Was I entertained? Yes, but the problem was that I was entertained by participating in a sort of film quiz, almost hitting an imaginary buzzer giving my answer to the question “From which movie was this scene?” I kept waiting for the scene in which Leo would wake up to discover a horse’s head in his bed. Maybe Anger didn’t see that one.

Rating: **

09/08/2010

Actor John C. Reilly in Locarno

Image: M. Demir

The 63rd edition of the Festival del Film Locarno pays tribute to American actor John C. Reilly with the screening of five movies he's starring in (Boogie Nights, Walk Hard, Hard Eight, Stepbrothers and the European premiere of his latest movie Cyrus). Yesterday John C. Reilly treated a small audience at the Spazio Cinema to entertaining stories about his collaboration with some of Hollywood’s most legendary directors such as Martin Scorsese, Terrence Mallick and Robert Altman.


Review: Pietro (Italy, 2010) - Concorso Internazionale

Image courtesy of Festival del Film Locarno

Pietro is an Italian 28 year old man, born on the night Italy won the world cup, living with his junkie brother Francesco, in a run-down apartment his parents left them on the outskirts of Italy's industrial centre, Turin. Pietro has all the odds against him in life. He appears to have some mental inability, which is never clarified in the film. But it is so over-acted by Pietro Casella, the lead, that I was waiting for a box of matches to fall and having Pietro saying “265 matches on the floor, 265 matches on the floor”.

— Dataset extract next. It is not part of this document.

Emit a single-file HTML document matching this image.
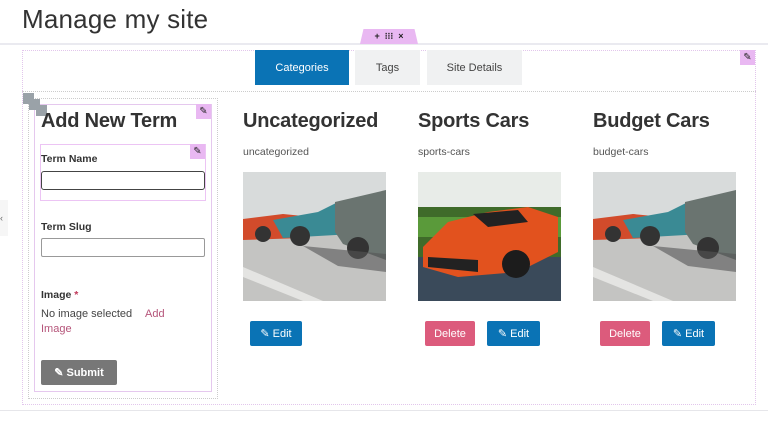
<!DOCTYPE html>
<html><head><style>
*{box-sizing:border-box;margin:0;padding:0}
body{width:768px;height:423px;background:#fff;font-family:"Liberation Sans",sans-serif;color:#333;position:relative;overflow:hidden}
.a{position:absolute}
h1{position:absolute;left:22px;top:4px;font-size:26px;font-weight:normal;color:#333;letter-spacing:.2px}
.btn{position:absolute;color:#fff;font-size:11px;display:flex;align-items:center;justify-content:center;border-radius:2px}
.blue{background:#0a73b5}.red{background:#dc5b7c}
.lbl{position:absolute;font-size:10.5px;color:#333;font-weight:bold}
.h2{position:absolute;font-size:20px;font-weight:bold;color:#333;letter-spacing:-.2px}
.slug{position:absolute;font-size:10.5px;color:#555}
.pen{position:absolute;width:15px;height:15px;background:#e9b8f2;font-size:10px;text-align:center;line-height:15px;color:#222}
</style></head><body>
<h1>Manage my site</h1>
<div class="a" style="left:0;top:43px;width:768px;height:2px;background:#eaeaf0"></div>
<div class="a" style="left:360px;top:29px;width:58px;height:15px;background:#e9b8f2;clip-path:polygon(6% 0,94% 0,100% 100%,0 100%);font-size:9px;text-align:center;line-height:15px;color:#222;font-weight:bold">+ &nbsp;⁝⁝⁝ &nbsp;×</div>
<div class="a" style="left:22px;top:50px;width:734px;height:355px;border:1px dotted #e2c6ec"></div>
<div class="a" style="left:22px;top:91px;width:734px;border-top:1px dotted #ccc"></div>
<div class="pen" style="left:740px;top:50px">✎</div>
<div class="btn blue" style="left:255px;top:50px;width:94px;height:35px;border-radius:0">Categories</div>
<div class="btn" style="left:355px;top:50px;width:65px;height:35px;background:#f0f1f2;color:#444;border-radius:0">Tags</div>
<div class="btn" style="left:427px;top:50px;width:95px;height:35px;background:#f0f1f2;color:#444;border-radius:0">Site Details</div>
<div class="a" style="left:0;top:200px;width:8px;height:36px;background:#f6f6f6;font-size:9px;line-height:36px;color:#666">‹</div>
<div class="a" style="left:28px;top:98px;width:190px;height:301px;border:1px dotted #ccc"></div>
<div class="a" style="left:34px;top:104px;width:178px;height:288px;border:1px solid #e5c8ee"></div>
<div class="a" style="left:23px;top:93px;width:11px;height:11px;background:#9aa2a8"></div>
<div class="a" style="left:29px;top:99px;width:11px;height:11px;background:#9aa2a8"></div>
<div class="a" style="left:36px;top:105px;width:11px;height:11px;background:#9aa2a8"></div>
<div class="h2" style="left:41px;top:110px">Add New Term</div>
<div class="pen" style="left:196px;top:104px">✎</div>
<div class="a" style="left:40px;top:144px;width:166px;height:57px;border:1px solid #ecc4f4"></div>
<div class="pen" style="left:190px;top:144px">✎</div>
<div class="lbl" style="left:41px;top:153px">Term Name</div>
<div class="a" style="left:41px;top:171px;width:164px;height:19px;border:1.5px solid #444;border-radius:3px"></div>
<div class="lbl" style="left:41px;top:221px">Term Slug</div>
<div class="a" style="left:41px;top:238px;width:164px;height:19px;border:1px solid #999;border-radius:2px"></div>
<div class="lbl" style="left:41px;top:289px">Image <span style="color:#c0395a">*</span></div>
<div class="a" style="left:41px;top:308px;font-size:11px;color:#444">No image selected</div>
<div class="a" style="left:145px;top:308px;font-size:11px;color:#b5557a">Add</div>
<div class="a" style="left:41px;top:323px;font-size:11px;color:#b5557a">Image</div>
<div class="btn" style="left:41px;top:360px;width:76px;height:25px;background:#777;font-weight:bold">✎ Submit</div>

<svg width="0" height="0" style="position:absolute"><defs>
<g id="cars">
<rect width="143" height="129" fill="#d8dbdb"/>
<rect y="62" width="143" height="67" fill="#c4c4c2"/>
<path d="M0 95 L80 129 L60 129 L0 105Z" fill="#e4e4e2"/>
<path d="M0 47 L40 42 L60 44 L60 66 L0 68Z" fill="#d24b2b"/>
<path d="M30 48 L75 40 L95 30 L120 28 L110 62 L40 66Z" fill="#3a8a94"/>
<path d="M92 30 L143 18 L143 88 L100 72 L92 60Z" fill="#6a7470"/>
<circle cx="20" cy="62" r="8" fill="#333"/><circle cx="57" cy="64" r="10" fill="#333"/><circle cx="115" cy="76" r="11" fill="#333"/>
<path d="M60 74 L143 82 L143 100 L95 94Z" fill="#555" opacity=".6"/>
</g>
<g id="vette">
<rect width="143" height="129" fill="#3f6b2a"/>
<rect width="143" height="35" fill="#e8ece8"/>
<rect y="45" width="143" height="20" fill="#5a9a3a"/>
<rect y="85" width="143" height="44" fill="#3a4a5a"/>
<path d="M5 75 L30 50 L70 40 L110 35 L140 45 L140 80 L100 100 L40 105 L5 95Z" fill="#e2521e"/>
<path d="M55 42 L100 38 L110 50 L70 55Z" fill="#222"/>
<path d="M10 85 L60 88 L60 100 L10 95Z" fill="#222"/>
<circle cx="98" cy="92" r="14" fill="#1c1c1c"/>
</g></defs></svg>

<div class="h2" style="left:243px;top:110px">Uncategorized</div>
<div class="slug" style="left:243px;top:146px">uncategorized</div>
<svg class="a" style="left:243px;top:172px" width="143" height="129"><use href="#cars"/></svg>
<div class="btn blue" style="left:250px;top:321px;width:52px;height:25px">✎ Edit</div>

<div class="h2" style="left:418px;top:110px">Sports Cars</div>
<div class="slug" style="left:418px;top:146px">sports-cars</div>
<svg class="a" style="left:418px;top:172px" width="143" height="129"><use href="#vette"/></svg>
<div class="btn red" style="left:425px;top:321px;width:50px;height:25px">Delete</div>
<div class="btn blue" style="left:487px;top:321px;width:53px;height:25px">✎ Edit</div>

<div class="h2" style="left:593px;top:110px">Budget Cars</div>
<div class="slug" style="left:593px;top:146px">budget-cars</div>
<svg class="a" style="left:593px;top:172px" width="143" height="129"><use href="#cars"/></svg>
<div class="btn red" style="left:600px;top:321px;width:50px;height:25px">Delete</div>
<div class="btn blue" style="left:662px;top:321px;width:53px;height:25px">✎ Edit</div>

<div class="a" style="left:0;top:410px;width:768px;height:1px;background:#e6e6ea"></div>
</body></html>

The movie, directed by Daniel Gaglianone starts with the following title: 1. Emporio Armani, only to see that a group of kids bullying a tramp in the subway steal a Emporio Armani bag of the guy. A useless title. To my disappointment the whole movie is constructed by this kind of obvious titles, which do not add anything valuable to the narrative. Pietro looks in disgust at the violence the kids inflict on the tramp, and flees the scene because he is powerless in the situation. The film focuses on the moral decay of Italian society, where everybody is against everybody. And the weak, like Pietro, being the first victims of the harshness of contemporary Italian society. Every scene is made to make clear that people nowadays are nasty, but to be frank, the director repeats himself so often, that it actually becomes a farce instead of brutal reality. His brother repeatedly insults him; his brother’s friends treat him like a clown in every single scene; his shady boss, who pays him for leafleting, is always mistreating him. Every character is one-dimensional in this pic. “Normal” people are bad people without a heart and the mentally disabled are automatic saints, like the girl he meets at work.

To distract the audience of the limitations of the script, Gaglianone indulges himself in cinematic tricks which are supposedly there to enhance the cold outside world Pietro is experiencing, but are superfluous. The screen goes black, sound goes off, goes back on, for no apparent reasons. The only time it works in the film is when Pietro takes the girl from his work to a club with his brother and his shady friends. Here he feels so trapped and humiliated by them (everybody touches his girlfriend in ways they shouldn’t) that the music the club is playing gets louder and louder in Pietro’s head to convey his panic.

The scene in the club is the key scene in the film. Something snaps in Pietro. We’ve seen this all before. Remember Sling Blade? Also a film in which a victim, a mentally challenged naive man is at the focal point facing harsh conditions and mean people. But it is a more realistic portrait. Not all “normal” people are bad guys, and Billy Bob Thornton’s character in Sling Blade has got some mean streaks too. Three-dimensional characters and one-dimensional ones are the difference between this good American film and this lousy attempt of Italian cinematic social critique.

One sees the attempt of Gaglianone but there are to many flaws in this movie, and that’s why the director fails to bring across this reality of moral decay in modern-day Italian cities.